Sometimes those things are awful and tear apart the person you are. They break you. They wound you. And yet, in the darkness, there is still forgiveness.
Seeing the pain in my children's eyes as they embark on the loss of someone they love is difficult. It hurts to sit back and watch them as they maneuver the unforgiving clock that just keeps ticking faster. There is no turning back. I am saddened by their loss of time, their loss of love, and their loss of innocence. I am saddened at a life being torn from this world so painfully. So soon. Without reparations made. I am saddened that this poor woman and her family , of which I was once part, are hurting.
I want to remain angry and recount every misdeed. I want to be spiteful and not care.

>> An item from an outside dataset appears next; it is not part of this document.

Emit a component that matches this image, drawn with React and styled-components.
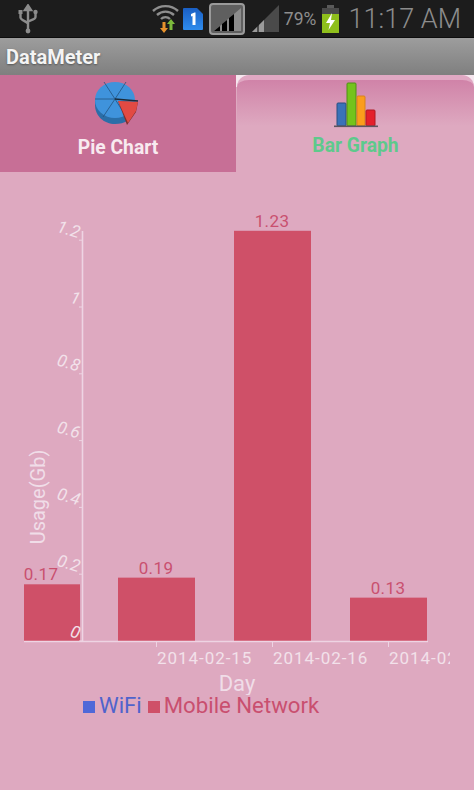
import React from 'react';
import styled, { createGlobalStyle } from 'styled-components';

const bars = [
  { x: 24, w: 56, value: 0.17, labelX: 41 },
  { x: 118, w: 77, value: 0.19, labelX: 156 },
  { x: 234, w: 77, value: 1.23, labelX: 272 },
  { x: 350, w: 77, value: 0.13, labelX: 388 },
];
const yTicks = ['0', '0.2', '0.4', '0.6', '0.8', '1', '1.2'];
const xTicks = [
  { x: 156, label: '2014-02-15' },
  { x: 272, label: '2014-02-16' },
  { x: 388, label: '2014-02-17' },
];
const BASE_Y = 641;
const UNIT = 333.5;

const UsbIcon = () => (
  <svg width="20" height="30" viewBox="0 0 20 30" fill="none" stroke="#8c8c8c" strokeWidth="2.4">
    <path d="M10 3V27" />
    <path d="M7 6L10 1.5L13 6Z" fill="#8c8c8c" />
    <path d="M2.5 9V13.5C2.5 16 10 18 10 20" />
    <path d="M17.5 9V13C17.5 16 10 16.5 10 18" />
    <rect x="0.5" y="6" width="4" height="4" fill="#8c8c8c" stroke="none" />
    <circle cx="17.5" cy="8" r="2.2" fill="#8c8c8c" stroke="none" />
    <circle cx="10" cy="27" r="2.4" fill="#8c8c8c" stroke="none" />
  </svg>
);

const WifiIcon = () => (
  <svg width="27" height="30" viewBox="0 0 27 30" fill="none">
    <path d="M1 7C8 0.5 19 0.5 26 7" stroke="#8e8e8e" strokeWidth="2.4" />
    <path d="M5 11C10 6.5 17 6.5 22 11" stroke="#8e8e8e" strokeWidth="2.4" />
    <path d="M9 15C11.5 12.5 15.5 12.5 18 15" stroke="#8e8e8e" strokeWidth="2.4" />
    <path d="M10.5 18H13.5V24H16L12 29L8 24H10.5Z" fill="#e8922c" />
    <path d="M17.5 26V20H15L19 15L23 20H20.5V26Z" fill="#7dbb3c" />
  </svg>
);

const SimIcon = () => (
  <svg width="22" height="24" viewBox="0 0 22 24">
    <defs>
      <linearGradient id="sim" x1="0" y1="0" x2="0" y2="1">
        <stop offset="0" stopColor="#1a5fc4" />
        <stop offset="1" stopColor="#2f8cec" />
      </linearGradient>
    </defs>
    <path d="M1 2Q1 1 2 1H15L21 7V22Q21 23 20 23H2Q1 23 1 22Z" fill="url(#sim)" />
    <path d="M9 7L12.5 5.5H13.5V18H10.5V9L9 9.6Z" fill="#fff" />
  </svg>
);

const BoxedSignalIcon = () => (
  <svg width="36" height="32" viewBox="0 0 36 32">
    <rect x="1" y="1" width="34" height="30" rx="3" fill="#5f5f5f" stroke="#9a9a9a" strokeWidth="2" />
    <path d="M5 28L32 5V28Z" fill="#8c8c8c" />
    <path d="M5 28L11 23V28Z" fill="#000" />
    <path d="M13 21L18 17V28H13Z" fill="#000" />
    <path d="M20 15L25 11V28H20Z" fill="#000" />
  </svg>
);

const SignalIcon = () => (
  <svg width="29" height="29" viewBox="0 0 29 29">
    <path d="M1 28L28 1V28Z" fill="#4a4a4a" />
    <path d="M1 28L6 23V28Z" fill="#9a9a9a" />
    <path d="M8 21L13 16V28H8Z" fill="#9a9a9a" />
  </svg>
);

const BatteryIcon = () => (
  <svg width="19" height="28" viewBox="0 0 19 28">
    <rect x="6" y="0" width="7" height="3" fill="#5a5a5a" />
    <rect x="1" y="3" width="17" height="8" fill="#4a4a4a" />
    <rect x="1" y="9" width="17" height="19" fill="#8fbf1c" />
    <path d="M11 8L5 18H9L7.5 25L14 15H10Z" fill="#fff" />
  </svg>
);

const PieIcon = () => (
  <svg width="56" height="50" viewBox="92 78 56 50">
    <path d="M97 101V106C97 117 106 125 117 125C122 125 126 124 129 122L118 100Z" fill="#2a6ea8" />
    <ellipse cx="117" cy="101" rx="20" ry="18" fill="#3f93dc" />
    <path d="M97 100H117L128 83M117 100L106 83M117 100L129 119M117 100L105 118" stroke="#23537f" strokeWidth="0.8" fill="none" />
    <path d="M120 102L140 103L138 113L129 126Z" fill="#7c2f2f" />
    <path d="M120 102L140 103L138 112L130 124Z" fill="#e24a43" />
    <path d="M117 100L140 102" stroke="#1b2b3a" strokeWidth="1.5" />
  </svg>
);

const BarsIcon = () => (
  <svg width="46" height="46" viewBox="332 82 46 46">
    <rect x="336" y="103" width="9" height="23" rx="1" fill="#3a72b8" stroke="#2a4f80" />
    <rect x="346" y="83" width="9" height="43" rx="1" fill="#74c31c" stroke="#4f8f14" />
    <rect x="356" y="96" width="8" height="30" rx="1" fill="#fb9d1c" stroke="#d9811a" />
    <rect x="365" y="110" width="9" height="16" rx="1" fill="#e4202c" stroke="#b01822" />
    <rect x="333" y="125.5" width="44" height="1.6" fill="#5c5560" />
  </svg>
);

export default function App() {
  return (
    <Screen>
      <GlobalStyle />
      <StatusBar>
        <UsbSlot><UsbIcon /></UsbSlot>
        <StatusIcons>
          <WifiIcon />
          <SimIcon />
          <IconSlot $left={2}><BoxedSignalIcon /></IconSlot>
          <IconSlot $left={3}><SignalIcon /></IconSlot>
          <Percent>79%</Percent>
          <BatteryIcon />
          <Clock>11:17 AM</Clock>
        </StatusIcons>
      </StatusBar>
      <ActionBar>DataMeter</ActionBar>
      <Tabs>
        <ActiveTab>
          <PieIcon />
          <TabLabel $active>Pie Chart</TabLabel>
        </ActiveTab>
        <TabShell>
          <IdleTab>
            <BarsIcon />
            <TabLabel>Bar Graph</TabLabel>
          </IdleTab>
        </TabShell>
      </Tabs>
      <ChartPanel>
        <svg width="474" height="523" viewBox="0 172 474 523">
          <defs>
            <clipPath id="plot">
              <rect x="0" y="172" width="450" height="523" />
            </clipPath>
          </defs>
          {bars.map((b) => {
            const h = b.value * UNIT;
            return (
              <g key={b.x}>
                <rect x={b.x} y={BASE_Y - h} width={b.w} height={h} fill="#cf5068" />
                <ValueLabel x={b.labelX} y={BASE_Y - h - 4} textAnchor="middle">{b.value}</ValueLabel>
              </g>
            );
          })}
          <path d="M82.5 231V642M24 641.5H428" stroke="#eed4e3" strokeWidth="1.6" fill="none" />
          {yTicks.map((t, i) => {
            const y = BASE_Y - i * 66.8;
            return (
              <g key={t}>
                <path d={`M79 ${y}H82`} stroke="#eed4e3" />
                <YTick transform={`translate(78 ${y - 2}) rotate(17)`} textAnchor="end">{t}</YTick>
              </g>
            );
          })}
          <g clipPath="url(#plot)">
            {xTicks.map((t) => (
              <g key={t.x}>
                <path d={`M${t.x + 0.5} 642V647`} stroke="#eed4e3" />
                <XTick x={t.x + 1} y={664}>{t.label}</XTick>
              </g>
            ))}
          </g>
          <AxisTitle $size={22} x="237" y="691" textAnchor="middle">Day</AxisTitle>
          <AxisTitle $size={20} transform="translate(45 497) rotate(-90)" textAnchor="middle">Usage(Gb)</AxisTitle>
        </svg>
        <Legend>
          <Swatch $color="#4f68d8" />
          <LegendName $color="#4f63cc">WiFi</LegendName>
          <Swatch $color="#cf5068" />
          <LegendName $color="#c94f6f">Mobile Network</LegendName>
        </Legend>
      </ChartPanel>
    </Screen>
  );
}

const GlobalStyle = createGlobalStyle`
  html, body {
    margin: 0;
    padding: 0;
    background: #dea9c0;
  }
  body {
    font-family: Roboto, "Liberation Sans", sans-serif;
  }
`;

const Screen = styled.div`
  width: 474px;
  height: 790px;
  overflow: hidden;
  display: flex;
  flex-direction: column;
  background: #dea9c0;
`;

const StatusBar = styled.div`
  height: 37px;
  flex: none;
  display: flex;
  align-items: center;
  justify-content: space-between;
  background: #1c1c1c;
  border-bottom: 1px solid #0c0c0c;
`;

const UsbSlot = styled.div`
  display: flex;
  padding-left: 18px;
`;

const StatusIcons = styled.div`
  display: flex;
  align-items: center;
  gap: 3px;
  padding-right: 13px;
`;

const IconSlot = styled.div`
  display: flex;
  padding-left: ${(p) => p.$left}px;
`;

const Percent = styled.span`
  width: 35px;
  font-size: 17.5px;
  color: #8e8e8e;
  text-align: center;
`;

const Clock = styled.span`
  margin-left: 6px;
  font-size: 27px;
  font-weight: 300;
  color: #8c8c8c;
  white-space: nowrap;
`;

const ActionBar = styled.div`
  height: 37px;
  flex: none;
  display: flex;
  align-items: center;
  padding-left: 6px;
  background: linear-gradient(#9d9d9d, #7f7f7f);
  color: #f4f4f4;
  font-size: 20px;
  font-weight: 700;
  text-shadow: 0 1px 2px #555;
`;

const Tabs = styled.div`
  height: 97px;
  flex: none;
  display: grid;
  grid-template-columns: 236px 238px;
  background: #dea9c0;
`;

const ActiveTab = styled.div`
  display: flex;
  flex-direction: column;
  align-items: center;
  padding-top: 2px;
  background: #c76f96;
`;

const TabShell = styled.div`
  padding-left: 1px;
  background: linear-gradient(#f5e6ee 12px, #dea9c0 12px);
`;

const IdleTab = styled.div`
  display: flex;
  flex-direction: column;
  align-items: center;
  box-sizing: border-box;
  height: 97px;
  padding-top: 2px;
  border-top: 5px solid #e0a8c3;
  border-radius: 12px 12px 0 0;
  background: linear-gradient(#d083a8, #dea9c0 50%);
`;

const TabLabel = styled.div`
  margin-top: ${(p) => (p.$active ? '9px' : '6px')};
  font-size: 19.3px;
  font-weight: 700;
  color: ${(p) => (p.$active ? '#f8eaf0' : '#5ec98c')};
`;

const ChartPanel = styled.div`
  flex: 1;
  display: flex;
  flex-direction: column;
`;

const ValueLabel = styled.text`
  font-family: Roboto, sans-serif;
  font-size: 17px;
  letter-spacing: 0.4px;
  fill: #c9506f;
`;

const YTick = styled.text`
  font-family: Roboto, sans-serif;
  font-size: 17px;
  font-style: italic;
  fill: #f2e1ea;
`;

const XTick = styled.text`
  font-family: Roboto, sans-serif;
  font-size: 17px;
  letter-spacing: 0.95px;
  fill: #f2e1ea;
`;

const AxisTitle = styled.text`
  font-family: Roboto, sans-serif;
  font-size: ${(p) => p.$size}px;
  fill: #f0dde8;
`;

const Legend = styled.div`
  display: flex;
  align-items: center;
  height: 24px;
  margin-top: -2px;
  padding-left: 83px;
`;

const Swatch = styled.span`
  width: 12px;
  height: 12px;
  margin-top: 3px;
  background: ${(p) => p.$color};
`;

const LegendName = styled.span`
  margin: 0 6px 0 4px;
  font-size: 22.2px;
  color: ${(p) => p.$color};
  white-space: nowrap;
`;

That is not who my Savior created me to be. I have chased those shadows for years and many days before this journey, I forgave the hurt. I moved past it because, people don't behave poorly because they are happy and healthy inside. People that inflict pain do it because they hurt inside. Because they are broken and want the world to be broken beside them. they do not want to be alone.
Despite the madness and evil . I have forgiven. Truly forgiven. I release it all. I will continue to pray. I will continue to support my children.
As a child that comes before our Savior and asks for forgiveness, so I go before him and ask for mercy. Not for myself but on behalf of her. Because Lord, I finally understand. Any animal, when wounded enough, will strike. I refuse to let myself become part of the spiral.